Writing a cover letter

Hi,

I have been reading the articles and other posts in the community discussion. It's all great information. I have a pretty good idea of how to write one, but one of the issues I am having is that many of the job descriptions are not very detailed and I'm finding it difficult to write something specific for that posting when there isn't much to go on. 

Also, when it comes to my price I'm not sure what others on Upwork charge so I don't know if I'm in line with the competition. How do others usually do this?

I appreciate any advice anyone can offer.

Best,

Tina

2 REPLIES 2
Huzaifa's avatar
Huzaifa Z Community Member

Hi Tina

I have read your question carefully. I suggest you get experience with the proposal price.  Try to send proposal at low- mid price initially. Try to get the jobs which are short and low budget initially. Once you get the good feedback then you can send proposals to more budget job.
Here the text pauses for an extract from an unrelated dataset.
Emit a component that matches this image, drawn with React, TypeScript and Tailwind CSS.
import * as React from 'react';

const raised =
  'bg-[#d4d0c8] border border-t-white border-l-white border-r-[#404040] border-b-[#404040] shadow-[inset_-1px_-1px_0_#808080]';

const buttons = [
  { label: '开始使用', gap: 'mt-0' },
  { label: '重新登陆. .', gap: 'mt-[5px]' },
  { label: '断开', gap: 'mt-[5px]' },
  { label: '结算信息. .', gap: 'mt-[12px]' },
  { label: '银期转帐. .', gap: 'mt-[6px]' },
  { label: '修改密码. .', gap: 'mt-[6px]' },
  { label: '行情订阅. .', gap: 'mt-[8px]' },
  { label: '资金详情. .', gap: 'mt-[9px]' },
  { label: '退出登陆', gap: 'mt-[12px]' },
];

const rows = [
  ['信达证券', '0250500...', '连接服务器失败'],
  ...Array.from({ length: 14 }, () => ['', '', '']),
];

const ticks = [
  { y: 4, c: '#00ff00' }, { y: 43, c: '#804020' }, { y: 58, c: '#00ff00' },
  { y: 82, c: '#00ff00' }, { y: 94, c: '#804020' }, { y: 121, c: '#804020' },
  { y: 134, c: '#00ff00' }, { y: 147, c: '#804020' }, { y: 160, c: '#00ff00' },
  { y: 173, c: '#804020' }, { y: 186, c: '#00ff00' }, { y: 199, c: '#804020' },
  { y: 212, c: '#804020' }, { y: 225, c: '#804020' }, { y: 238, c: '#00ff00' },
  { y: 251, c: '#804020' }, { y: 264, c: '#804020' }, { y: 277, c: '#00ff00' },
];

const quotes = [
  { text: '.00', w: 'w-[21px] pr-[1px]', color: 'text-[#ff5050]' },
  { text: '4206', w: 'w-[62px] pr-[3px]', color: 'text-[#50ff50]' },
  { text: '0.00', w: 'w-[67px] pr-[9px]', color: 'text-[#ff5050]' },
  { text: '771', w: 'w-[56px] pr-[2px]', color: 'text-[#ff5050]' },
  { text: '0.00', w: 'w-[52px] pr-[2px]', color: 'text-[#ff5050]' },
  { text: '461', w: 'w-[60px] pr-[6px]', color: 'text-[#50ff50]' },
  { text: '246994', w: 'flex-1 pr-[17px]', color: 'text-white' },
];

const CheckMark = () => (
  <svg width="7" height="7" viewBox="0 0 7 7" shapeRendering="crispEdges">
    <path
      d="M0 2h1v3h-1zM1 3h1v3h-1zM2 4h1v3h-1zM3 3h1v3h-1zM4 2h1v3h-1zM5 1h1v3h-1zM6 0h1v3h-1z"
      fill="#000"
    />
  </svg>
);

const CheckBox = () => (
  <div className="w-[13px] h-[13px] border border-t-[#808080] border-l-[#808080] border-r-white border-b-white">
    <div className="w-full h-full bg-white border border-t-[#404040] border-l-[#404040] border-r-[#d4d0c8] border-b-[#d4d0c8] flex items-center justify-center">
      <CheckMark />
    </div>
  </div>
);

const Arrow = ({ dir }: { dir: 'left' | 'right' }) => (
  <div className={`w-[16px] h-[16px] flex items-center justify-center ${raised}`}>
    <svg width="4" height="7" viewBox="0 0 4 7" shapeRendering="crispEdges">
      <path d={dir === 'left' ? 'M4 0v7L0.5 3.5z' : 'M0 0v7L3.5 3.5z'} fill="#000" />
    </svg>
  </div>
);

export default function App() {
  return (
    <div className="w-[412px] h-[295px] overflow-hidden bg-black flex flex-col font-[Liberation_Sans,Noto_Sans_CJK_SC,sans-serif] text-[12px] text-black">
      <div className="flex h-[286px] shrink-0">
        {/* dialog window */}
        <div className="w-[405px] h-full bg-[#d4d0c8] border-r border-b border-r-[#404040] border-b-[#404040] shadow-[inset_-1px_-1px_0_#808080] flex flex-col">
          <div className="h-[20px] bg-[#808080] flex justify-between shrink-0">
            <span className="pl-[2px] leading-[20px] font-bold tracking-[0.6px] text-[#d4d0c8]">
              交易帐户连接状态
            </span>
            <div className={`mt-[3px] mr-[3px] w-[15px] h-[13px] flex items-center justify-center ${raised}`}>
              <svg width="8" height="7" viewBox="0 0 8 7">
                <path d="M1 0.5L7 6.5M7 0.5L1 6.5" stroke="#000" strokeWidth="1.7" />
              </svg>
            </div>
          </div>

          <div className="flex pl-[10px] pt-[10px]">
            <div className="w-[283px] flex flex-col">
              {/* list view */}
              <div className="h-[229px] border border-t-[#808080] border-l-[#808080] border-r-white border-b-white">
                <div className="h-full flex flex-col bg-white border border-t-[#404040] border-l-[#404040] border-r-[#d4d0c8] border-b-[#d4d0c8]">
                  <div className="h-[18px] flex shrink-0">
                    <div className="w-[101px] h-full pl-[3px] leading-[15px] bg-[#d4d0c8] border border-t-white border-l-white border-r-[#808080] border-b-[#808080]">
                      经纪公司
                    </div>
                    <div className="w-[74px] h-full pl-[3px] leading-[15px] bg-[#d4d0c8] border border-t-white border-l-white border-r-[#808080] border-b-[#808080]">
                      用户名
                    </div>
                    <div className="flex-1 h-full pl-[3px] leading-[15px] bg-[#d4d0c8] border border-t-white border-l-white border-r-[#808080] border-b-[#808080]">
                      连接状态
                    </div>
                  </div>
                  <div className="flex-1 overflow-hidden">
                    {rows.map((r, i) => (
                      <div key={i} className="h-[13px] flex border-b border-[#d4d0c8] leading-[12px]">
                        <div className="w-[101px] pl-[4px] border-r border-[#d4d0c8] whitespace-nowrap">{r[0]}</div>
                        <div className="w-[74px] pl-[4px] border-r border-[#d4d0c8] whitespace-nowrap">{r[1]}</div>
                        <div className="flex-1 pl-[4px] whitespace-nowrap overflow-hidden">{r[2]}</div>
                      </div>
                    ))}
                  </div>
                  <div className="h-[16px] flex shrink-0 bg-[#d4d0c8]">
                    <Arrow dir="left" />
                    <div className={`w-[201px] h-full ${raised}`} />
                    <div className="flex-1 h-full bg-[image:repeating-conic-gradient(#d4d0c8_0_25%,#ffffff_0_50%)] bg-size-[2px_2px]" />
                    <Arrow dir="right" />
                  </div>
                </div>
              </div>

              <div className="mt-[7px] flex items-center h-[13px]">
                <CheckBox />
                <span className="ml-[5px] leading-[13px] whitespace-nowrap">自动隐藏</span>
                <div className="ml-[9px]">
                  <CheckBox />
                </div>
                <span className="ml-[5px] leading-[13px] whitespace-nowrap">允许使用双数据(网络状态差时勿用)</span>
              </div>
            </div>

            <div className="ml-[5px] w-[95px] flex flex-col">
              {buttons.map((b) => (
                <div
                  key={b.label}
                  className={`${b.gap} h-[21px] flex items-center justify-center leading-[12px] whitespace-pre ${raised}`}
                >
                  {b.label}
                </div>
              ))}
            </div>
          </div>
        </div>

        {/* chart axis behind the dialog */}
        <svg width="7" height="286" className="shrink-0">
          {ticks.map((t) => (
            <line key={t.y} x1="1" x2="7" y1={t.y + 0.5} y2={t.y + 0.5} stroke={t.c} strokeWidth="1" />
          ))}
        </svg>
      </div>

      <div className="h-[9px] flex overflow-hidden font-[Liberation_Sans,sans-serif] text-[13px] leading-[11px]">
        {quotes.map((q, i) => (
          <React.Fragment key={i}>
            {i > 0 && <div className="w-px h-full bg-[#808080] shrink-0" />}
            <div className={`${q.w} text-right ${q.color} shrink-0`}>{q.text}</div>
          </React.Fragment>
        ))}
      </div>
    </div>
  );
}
But it's good if you focus on small budget jobs initially. 

As for your proposal is concerned to write as many details as necessary according to the given job description.
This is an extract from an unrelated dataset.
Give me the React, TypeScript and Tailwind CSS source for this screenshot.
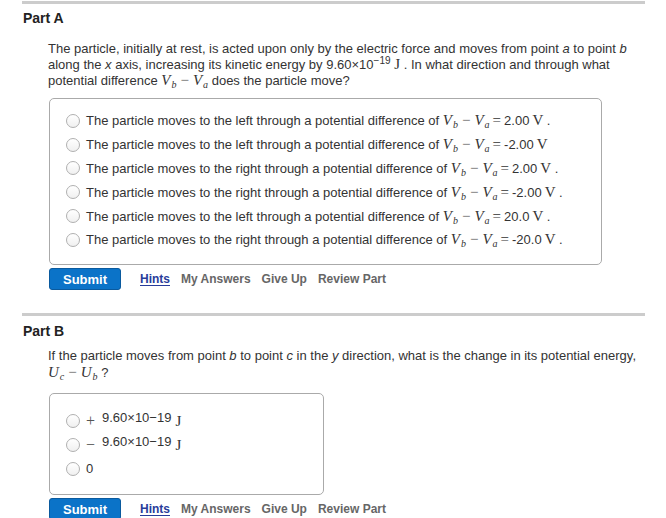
import React from 'react';

const serif = "font-['Liberation_Serif','Times_New_Roman',serif]";

// V_b − V_a in a MathJax-like look
const Var = ({ base, sub }: { base: string; sub: string }) => (
  <span className={`${serif} italic text-[15px] leading-none`}>
    {base}
    <span className="relative top-[3px] text-[10px] ml-[1px]">{sub}</span>
  </span>
);

const Diff = ({ a, b }: { a: [string, string]; b: [string, string] }) => (
  <span className="whitespace-nowrap leading-none">
    <Var base={a[0]} sub={a[1]} />
    <span className={`${serif} text-[15px] mx-[4px] text-[#666] leading-none`}>−</span>
    <Var base={b[0]} sub={b[1]} />
  </span>
);

const Radio = () => (
  <span className="inline-block w-[14px] h-[14px] rounded-full border border-[#b0b0b0] bg-gradient-to-b from-white to-[#f0f0f0] shrink-0" />
);

const optionsA = [
  { dir: 'left', val: '2.00', dot: true },
  { dir: 'left', val: '-2.00', dot: false },
  { dir: 'right', val: '2.00', dot: true },
  { dir: 'right', val: '-2.00', dot: true },
  { dir: 'left', val: '20.0', dot: true },
  { dir: 'right', val: '-20.0', dot: true },
];

const Actions = () => (
  <div className="flex items-center ml-[27px]">
    <button className="w-[72px] h-[22px] rounded-[3px] bg-[#0b73c8] border border-[#0a5a9e] text-white font-bold text-[13px] leading-none">
      Submit
    </button>
    <div className="flex items-center gap-[11px] ml-[19px] text-[12px] font-bold">
      <span className="text-[#283c9a] underline underline-offset-2">Hints</span>
      <span className="text-[#666]">My Answers</span>
      <span className="text-[#666]">Give Up</span>
      <span className="text-[#666]">Review Part</span>
    </div>
  </div>
);

export default function App() {
  return (
    <div className="w-[666px] h-[518px] overflow-hidden bg-white pl-[22px] pr-[21px] pt-[1px] font-['Liberation_Sans',Arial,sans-serif] text-[#333] text-[13px]">
      {/* Part A */}
      <section className="border-t-[3px] border-[#cccccc]">
        <h2 className="pl-[1px] pt-[5px] text-[14px] font-bold text-[#222] leading-[18px]">Part A</h2>
        <p className="pl-[26px] mt-[14px] leading-[16px]">
          The particle, initially at rest, is acted upon only by the electric force and moves from point <i>a</i> to point <i>b</i> along the <i>x</i> axis, increasing its kinetic energy by 9.60×10<span className="text-[10px] relative top-[-5px] leading-none">−19</span>
          <span className={`${serif} text-[15px] leading-none`}> J</span> . In what direction and through what potential difference{' '}
          <Diff a={['V', 'b']} b={['V', 'a']} /> does the particle move?
        </p>

        <div className="ml-[27px] mt-[9px] w-[553px] h-[167px] border border-[#aaaaaa] rounded-[5px] pt-[10px] pl-[16px]">
          {optionsA.map((o, i) => (
            <div key={i} className="flex items-center h-[23.8px] gap-[6px]">
              <Radio />
              <span className="leading-none">
                The particle moves to the {o.dir} through a potential difference of{' '}
                <Diff a={['V', 'b']} b={['V', 'a']} />
                <span className={`${serif} text-[15px] mx-[3px]`}>=</span>
                {o.val}
                <span className={`${serif} text-[15px] ml-[3px]`}>V</span>
                {o.dot && <span> .</span>}
              </span>
            </div>
          ))}
        </div>

        <div className="mt-[3px]">
          <Actions />
        </div>
      </section>

      {/* Part B */}
      <section className="border-t-[3px] border-[#cccccc] mt-[23px]">
        <h2 className="pl-[1px] pt-[6px] text-[14px] font-bold text-[#222] leading-[18px]">Part B</h2>
        <p className="pl-[26px] mt-[7px] leading-[17px]">
          If the particle moves from point <i>b</i> to point <i>c</i> in the <i>y</i> direction, what is the change in its potential energy,{' '}
          <Diff a={['U', 'c']} b={['U', 'b']} />
          <span> ?</span>
        </p>

        <div className="ml-[27px] mt-[12px] w-[275px] h-[102px] border border-[#aaaaaa] rounded-[5px] pt-[15px] pl-[16px]">
          {['+', '−'].map((s, i) => (
            <div key={i} className="flex items-center h-[24px] gap-[6px]">
              <Radio />
              <span className="flex items-center">
                <span className={`${serif} text-[16px] text-[#555] w-[14px]`}>{s}</span>
                <span className="relative top-[-3px] ml-[2px]">9.60×10−19</span>
                <span className={`${serif} text-[15px] ml-[4px]`}>J</span>
              </span>
            </div>
          ))}
          <div className="flex items-center h-[24px] gap-[6px]">
            <Radio />
            <span>0</span>
          </div>
        </div>

        <div className="mt-[3px]">
          <Actions />
        </div>
      </section>
    </div>
  );
}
You can write your past relevant experience, your skills related to that job and any previous projects related to that job.

I hope this is the breif answer to your question.

Thanks

 

Baris's avatar
Baris A Community Member

Hello Tina,

 

I'll start with something you didn't ask hoping that it helps. Your title is researcher and material developer while your experience is tax and finance. I think you should focus on tax and finance and change your title accordingly.

 

That being said if you get a paid membership to UpWork you can see the lowest/highest bids and the average on every job post, which is useless most of the time IMO. People just bid very low prices to get jobs and their target clients are not the same as yours. If I want someone to work on my taxes I wouldn't want somebody who gets $5 or $25 per hour. I'd want to hire a professional. Therefore I think you should raise your hourly price to at least $75 for tax and finance related jobs.

 

On the other hand if you want to do research you should adjust your bio accordingly. If I were you I wouldn't even mention typing/transcribing experience. If you want to do that kind of work then your hourly price is too high and your title, etc don't correspond with that.

 

You should focus on something and stick with that everywhere. Title, profile, experience and the jobs you apply to. About making applications your best resource is this forum. The official documents have a good overall content but they are not enough and they don't share first hand experience. If you need clarification don't hesitate to ask but all the answers can be found in the forums.